Last year i had a few tucked away until November. This year there were three goatbeers hiding in the far corner of the fridge until July. Why the love? Bock is made from the unfermented sugary grainsludge which they scrape out of the vats once a year, and if there’s sugars, then you can enslave yeasts to make beer out of it.

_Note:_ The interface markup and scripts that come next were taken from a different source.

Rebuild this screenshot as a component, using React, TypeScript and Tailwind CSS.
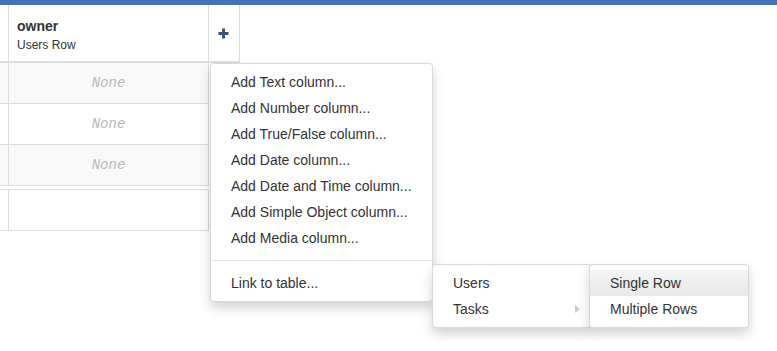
import React from "react";

const columnItems = [
  "Add Text column...",
  "Add Number column...",
  "Add True/False column...",
  "Add Date column...",
  "Add Date and Time column...",
  "Add Simple Object column...",
  "Add Media column...",
];

const menuBox =
  "absolute bg-white border border-[rgba(0,0,0,0.15)] rounded-[4px] shadow-[0_6px_12px_rgba(0,0,0,0.175)] py-[5px]";

const Row = ({ striped }: { striped: boolean }) => (
  <div className={`flex w-[209px] h-[41px] border-b border-[#dddddd] ${striped ? "bg-[#f9f9f9]" : "bg-white"}`}>
    <div className="w-[9px] border-r border-[#dddddd]" />
    <div className="w-[200px] border-r border-[#dddddd] flex items-center justify-center">
      <span className="font-['Liberation_Mono',monospace] italic text-[14px] text-[#b8b8b8]">None</span>
    </div>
  </div>
);

const App = () => {
  return (
    <div className="relative w-[777px] h-[351px] bg-white overflow-hidden font-['Liberation_Sans',Arial,sans-serif] text-[#333333]">
      <div className="h-[5px] bg-[#3f73b3]" />

      <div className="flex">
        <div className="w-[9px] h-[58px] border-r border-b-2 border-[#dddddd]" />
        <div className="w-[200px] h-[58px] border-r border-b-2 border-[#dddddd] pl-[8px] pt-[11px]">
          <div className="text-[14px] leading-[20px] font-bold">owner</div>
          <div className="text-[12px] leading-[18px]">Users Row</div>
        </div>
        <div className="w-[31px] h-[58px] border-r border-b-2 border-[#dddddd] flex items-center justify-center">
          <svg width="11" height="11" viewBox="0 0 11 11" className="mr-[2px]">
            <path d="M5.5 0.5v10M0.5 5.5h10" stroke="#34557a" strokeWidth="3" />
          </svg>
        </div>
      </div>

      <Row striped />
      <Row striped={false} />
      <Row striped />
      <div className="h-[3px]" />
      <div className="flex w-[209px] h-[42px] border-y border-[#dddddd]">
        <div className="w-[9px] border-r border-[#dddddd]" />
        <div className="w-[200px] border-r border-[#dddddd]" />
      </div>

      <div className={`${menuBox} left-[210px] top-[63px] w-[223px]`}>
        {columnItems.map((item) => (
          <div key={item} className="px-[20px] h-[26px] leading-[26px] text-[14px]">
            {item}
          </div>
        ))}
        <div className="h-px bg-[#e5e5e5] my-[9px]" />
        <div className="px-[20px] h-[26px] leading-[26px] text-[14px]">Link to table...</div>
      </div>

      <div className={`${menuBox} left-[432px] top-[264px] w-[159px]`}>
        <div className="px-[20px] h-[26px] leading-[26px] text-[14px]">Users</div>
        <div className="px-[20px] h-[26px] leading-[26px] text-[14px] flex items-center justify-between">
          <span>Tasks</span>
          <span className="w-0 h-0 border-y-[4px] border-y-transparent border-l-[5px] border-l-[#cccccc] -mr-[10px]" />
        </div>
      </div>

      <div className={`${menuBox} left-[589px] top-[264px] w-[160px]`}>
        <div className="px-[20px] h-[26px] leading-[26px] text-[14px] bg-gradient-to-b from-[#f5f5f5] to-[#e8e8e8]">
          Single Row
        </div>
        <div className="px-[20px] h-[26px] leading-[26px] text-[14px]">Multiple Rows</div>
      </div>
    </div>
  );
};

export default App;
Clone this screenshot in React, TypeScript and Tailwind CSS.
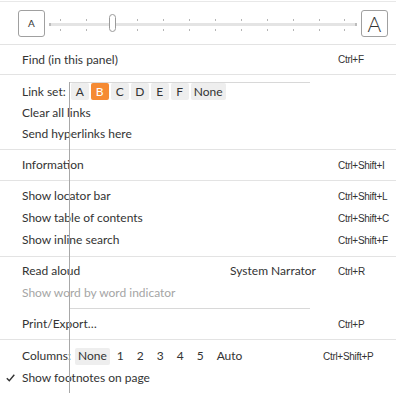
import React from "react";

const FONT = { fontFamily: 'Lato, "Open Sans", sans-serif' };

function Shortcut({ children, w = "w-[58px]" }: { children: React.ReactNode; w?: string }) {
  return (
    <span
      className={`${w} shrink-0 text-[10px] tracking-[-0.3px] text-[#333]`}
      style={{ fontFamily: '"Liberation Sans", Arial, sans-serif' }}
    >
      {children}
    </span>
  );
}

function Row({
  children,
  shortcut,
  h = "h-[22px]",
  muted,
  check,
  sw,
}: {
  children: React.ReactNode;
  shortcut?: string;
  h?: string;
  muted?: boolean;
  check?: boolean;
  sw?: string;
}) {
  return (
    <div className={`relative flex ${h} items-center pl-[22px]`}>
      {check && (
        <svg className="absolute left-[6px] top-1/2 -translate-y-1/2" width="9" height="8" viewBox="0 0 9 8">
          <path d="M0.8 4.2 L3.3 6.8 L8.3 0.8" fill="none" stroke="#333" strokeWidth="1.4" />
        </svg>
      )}
      <div className={`flex flex-1 items-center text-[12px] ${muted ? "text-[#a5a5a5]" : "text-[#333]"}`}>{children}</div>
      {shortcut && <Shortcut w={sw}>{shortcut}</Shortcut>}
    </div>
  );
}

function Slider() {
  const ticks = [60, 86, 137, 163, 189, 215, 241, 267, 293, 319, 344];
  const off = 45;
  return (
    <svg width="316" height="42" viewBox="0 0 316 42" className="shrink-0">
      <rect x={49 - off} y="21" width={357 - 49} height="3" fill="#e4e4e4" />
      <rect x={49 - off} y="21" width="2" height="3" fill="#bdbdbd" />
      <rect x={355 - off} y="21" width="2" height="3" fill="#bdbdbd" />
      {ticks.map((t) => (
        <g key={t}>
          <rect x={t - off} y="17" width="1" height="2" fill="#b5b5b5" />
          <rect x={t - off} y="27" width="1" height="2" fill="#b5b5b5" />
        </g>
      ))}
      <rect x={109.5 - off} y="12.5" width="6" height="17" rx="3" fill="#fff" stroke="#9a9a9a" />
    </svg>
  );
}

function Sep() {
  return <div className="h-px bg-[#e3e3e3]" />;
}

export default function App() {
  return (
    <div className="relative h-[393px] w-[396px] overflow-hidden bg-white" style={FONT}>
      <div className="mt-px h-px bg-[#e8e8e8]" />
      {/* slider row */}
      <div className="flex h-[42px] items-center pl-[18px]">
        <div className="flex h-[27px] w-[27px] shrink-0 items-center justify-center rounded-[3px] border border-[#a0a0a0] text-[10px] text-[#333]">
          A
        </div>
        <Slider />
        <div className="flex h-[27px] w-[27px] shrink-0 items-center justify-center rounded-[3px] border border-[#a0a0a0] text-[21px] font-light leading-none text-[#333]">
          A
        </div>
      </div>
      <Sep />
      <Row h="h-[29px]" shortcut="Ctrl+F">
        Find (in this panel)
      </Row>
      <Sep />
      <div className="pb-[5px] pt-[6px]">
        <Row h="h-[21px]">
          <span className="mr-[5px]">Link set:</span>
          <div className="flex gap-[2px]">
            {["A", "B", "C", "D", "E", "F"].map((l) => (
              <span
                key={l}
                className={`flex h-[17px] w-[18px] items-center justify-center rounded-[2px] ${
                  l === "B" ? "bg-[#f58a33] text-white" : "bg-[#eeeeee] text-[#333]"
                }`}
              >
                {l}
              </span>
            ))}
            <span className="flex h-[17px] items-center rounded-[2px] bg-[#eeeeee] px-[3px]">None</span>
          </div>
        </Row>
        <Row h="h-[21px]">Clear all links</Row>
        <Row h="h-[21px]">Send hyperlinks here</Row>
      </div>
      <Sep />
      <Row h="h-[30px]" shortcut="Ctrl+Shift+I">
        Information
      </Row>
      <Sep />
      <div className="pb-[5px] pt-[4px]">
        <Row shortcut="Ctrl+Shift+L">Show locator bar</Row>
        <Row shortcut="Ctrl+Shift+C">Show table of contents</Row>
        <Row shortcut="Ctrl+Shift+F">Show inline search</Row>
      </div>
      <Sep />
      <div className="pb-[4px] pt-[3px]">
        <Row shortcut="Ctrl+R">
          <span className="flex-1">Read aloud</span>
          <span className="mr-[22px]">System Narrator</span>
        </Row>
        <Row muted>Show word by word indicator</Row>
        <div className="h-[9px]" />
        <Row shortcut="Ctrl+P">Print/Export…</Row>
      </div>
      <Sep />
      <div className="pt-[5px]">
        <Row shortcut="Ctrl+Shift+P" sw="w-[73px]">
          <span className="mr-[4px]">Columns:</span>
          <div className="flex gap-[1px]">
            <span className="flex h-[17px] items-center rounded-[2px] bg-[#eeeeee] px-[3px]">None</span>
            {["1", "2", "3", "4", "5", "Auto"].map((c) => (
              <span key={c} className="flex h-[17px] items-center px-[6px]">
                {c}
              </span>
            ))}
          </div>
        </Row>
        <Row check>Show footnotes on page</Row>
      </div>

      {/* overlay outline */}
      <div className="pointer-events-none absolute left-[69px] top-[82px] h-[227px] w-[241px] border-y border-[#d8d8d8]" />
      <div className="pointer-events-none absolute bottom-0 left-[69px] top-[82px] w-px bg-[#a8a8a8]" />
    </div>
  );
}
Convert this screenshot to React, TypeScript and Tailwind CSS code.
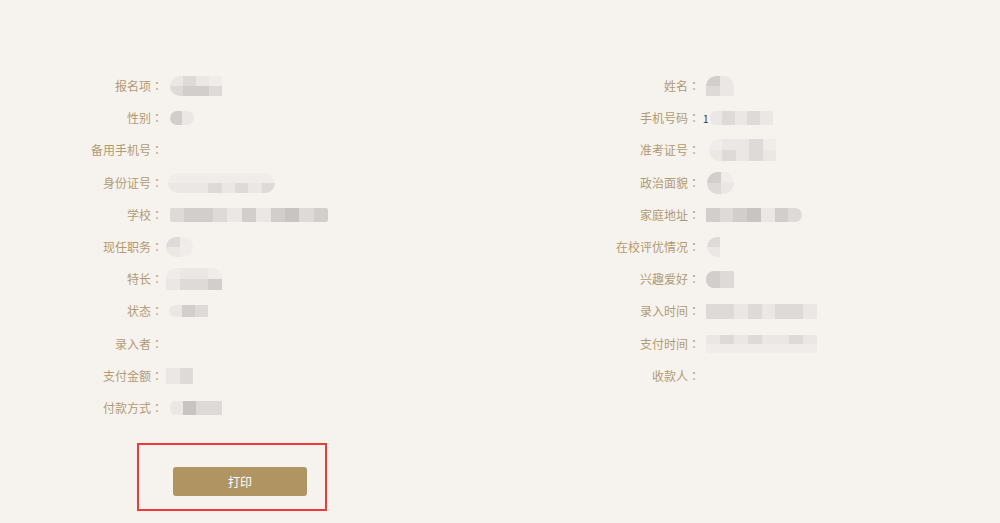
import React from "react";

type Cell = [string, string];
type Val = { w: number; h: number; cols: Cell[]; r?: string; ml?: number; pre?: string };

const Blur = ({ v }: { v: Val }) => (
  <div className="flex items-center" style={{ marginLeft: v.ml ?? 0 }}>
    {v.pre && <span className="mr-px text-[10px] text-[#333]">{v.pre}</span>}
    <div className={`flex overflow-hidden ${v.r ?? "rounded-lg"}`} style={{ width: v.w, height: v.h }}>
      {v.cols.map((c, i) => (
        <div key={i} className="flex flex-1 flex-col">
          <div className="flex-1" style={{ background: c[0] }} />
          <div className="flex-1" style={{ background: c[1] }} />
        </div>
      ))}
    </div>
  </div>
);

const A = "#ebe7e4";
const B = "#dedad7";
const C = "#d2cecb";
const D = "#c8c4c1";
const E = "#f0ece9";

type Row = { label: string; v?: Val };

const left: Row[] = [
  { label: "报名项", v: { w: 52, h: 20, cols: [[A, B], [B, C], [A, C], [E, B]], r: "rounded-l-[10px]", ml: 7 } },
  { label: "性别", v: { w: 24, h: 14, cols: [[C, C], [A, A]], r: "rounded-full", ml: 7 } },
  { label: "备用手机号" },
  { label: "身份证号", v: { w: 107, h: 20, cols: [[E, A], [E, A], [E, A], [E, B], [E, A], [E, B], [E, A], [E, B]], r: "rounded-full", ml: 5 } },
  { label: "学校", v: { w: 158, h: 14, cols: [[B, B], [C, C], [C, C], [B, B], [A, A], [C, C], [A, A], [C, C], [D, D], [B, B], [C, C]], r: "rounded-[2px]", ml: 7 } },
  { label: "现任职务", v: { w: 27, h: 20, cols: [[B, A], [E, E]], r: "rounded-full", ml: 3 } },
  { label: "特长", v: { w: 56, h: 22, cols: [[E, A], [A, B], [A, B], [E, C]], r: "rounded-t-[10px]", ml: 3 } },
  { label: "状态", v: { w: 39, h: 12, cols: [[A, A], [C, C], [B, B]], r: "rounded-l-[6px]", ml: 6 } },
  { label: "录入者" },
  { label: "支付金额", v: { w: 27, h: 16, cols: [[A, A], [B, B]], r: "rounded-[1px]", ml: 3 } },
  { label: "付款方式", v: { w: 52, h: 14, cols: [[A, A], [D, D], [B, B], [B, B]], r: "rounded-l-[5px]", ml: 7 } },
];

const right: Row[] = [
  { label: "姓名", v: { w: 28, h: 20, cols: [[C, B], [A, A]], r: "rounded-t-[10px]", ml: 6 } },
  { label: "手机号码", v: { w: 63, h: 14, cols: [[A, A], [B, B], [A, A], [B, B], [A, A]], r: "rounded-l-[6px]", ml: 3, pre: "1" } },
  { label: "准考证号", v: { w: 67, h: 22, cols: [[E, A], [A, B], [A, A], [B, B], [E, A]], r: "rounded-l-[11px]", ml: 9 } },
  { label: "政治面貌", v: { w: 27, h: 22, cols: [[C, B], [E, A]], r: "rounded-full", ml: 7 } },
  { label: "家庭地址", v: { w: 96, h: 14, cols: [[C, C], [B, B], [C, C], [D, D], [A, A], [C, C], [B, B]], r: "rounded-r-[7px]", ml: 6 } },
  { label: "在校评优情况", v: { w: 13, h: 20, cols: [[B, A]], r: "rounded-l-full", ml: 7 } },
  { label: "兴趣爱好", v: { w: 28, h: 17, cols: [[C, C], [B, B]], r: "rounded-l-[8px]", ml: 6 } },
  { label: "录入时间", v: { w: 111, h: 15, cols: [[B, B], [B, B], [A, A], [B, B], [A, A], [B, B], [B, B], [A, A]], r: "rounded-[1px]", ml: 6 } },
  { label: "支付时间", v: { w: 111, h: 18, cols: [[A, E], [B, E], [A, E], [B, E], [A, E], [A, E], [B, E], [A, E]], r: "rounded-[1px]", ml: 6 } },
  { label: "收款人" },
];

const Label = ({ text }: { text: string }) => (
  <div className="w-[163px] shrink-0 text-right font-['Noto_Sans_CJK_SC',sans-serif] text-[12px] leading-none text-[#b39a72]">
    {text}
    <span className="font-['Noto_Sans_CJK_JP',sans-serif]">：</span>
  </div>
);

const Col = ({ rows, w }: { rows: Row[]; w?: string }) => (
  <div className={`flex flex-col ${w ?? ""}`}>
    {rows.map((r) => (
      <div key={r.label} className="flex h-[32.2px] items-center">
        <Label text={r.label} />
        {r.v && <Blur v={r.v} />}
      </div>
    ))}
  </div>
);

export default function App() {
  return (
    <div className="h-[523px] w-[1000px] overflow-hidden bg-[#f6f3ef] font-['Noto_Sans_CJK_SC',sans-serif]">
      <div className="flex pt-[70px]">
        <Col rows={left} w="w-[537px]" />
        <Col rows={right} />
      </div>
      <div className="ml-[137px] mt-[19px] h-[68px] w-[190px] border-2 border-[#f03a3a] pl-[34px] pt-[22px]">
        <button className="h-[29px] w-[134px] rounded-[3px] bg-[#b09562] text-[12px] text-white">打印</button>
      </div>
    </div>
  );
}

Talk about a hearty beer body. This bock is thick and chewy, color dark and brooding, the sweet syrupy malt-mud concentrates dozens of runs of Genny’s standard beer, which is undrinkable on its own, into a fine melange of flavors which you just can’t achieve by freshly malted grains on their own. Sour, from the over-complete fermentation and some normal hopping. It’s really a masterpiece and anyone who tries it for the first time is shocked that a beer this tasty came from Genny.

The limited run certainly lends extra appreciation via anticipation, but it actually is good beer. I rate it a steady 8.0 for the weight and taste, and because it’s Genny most people won’t buy it, so the price remains pleasingly low.

Southern Tier Right O Way IPA

SouthernTier-RightOWayIPA-8.1
Southern Tier’s Right O Way IPA

Yet another IPA from the prolific people at Southern Tier, not too bad an attempt at the balance which Smuttynose has discovered. A darker aspect tells about heavier grains seared longer, the hops are clear and solid, and the sugars are also the lower notes on the scale, from a darker malt allowed to cook a deeper brown.

The heavier malts give this one a meatier taste in the mouth, and there’s some hints of toast playing off the sour hops, a nice touch. At 4.5% alcohol, this one is not going to toast your brain, and it’s refreshing in the way that old-tyme beer was refreshing, by being a meal where the water is bad and the workday is long. Have to give it an 8.1 for yumminess.

Southern Tier IPA

Southern Tier Brewing's IPA
Southern Tier Brewing’s IPA

The standard India Pale Ale from Southern Tier Brewing, the nose is crisp but weak, the taste brings more malt flavor than their “Live” ale. Both ales mention 4 malts and 4 hops on the label, but this one favors the grains over the cones. Still nicely hopped, just not sour-face hoppy.

A good rounded feel in the mouth, overall a better ale than the “Live” one, with the balance more on being a beer than being hoppier-than-thou. 7.0% alcohol here, so prolly not the best drink to relax on a hot day, but in New York you’re not melting on the porch for 9 months, only three. So low on hops, but nice real-beer taste.

The longer you sip it, the more lingering the taste of hops is, and i think this means they used pretty fresh hops. I’d call this one a nice round 8.0 for, well, well-roundedness.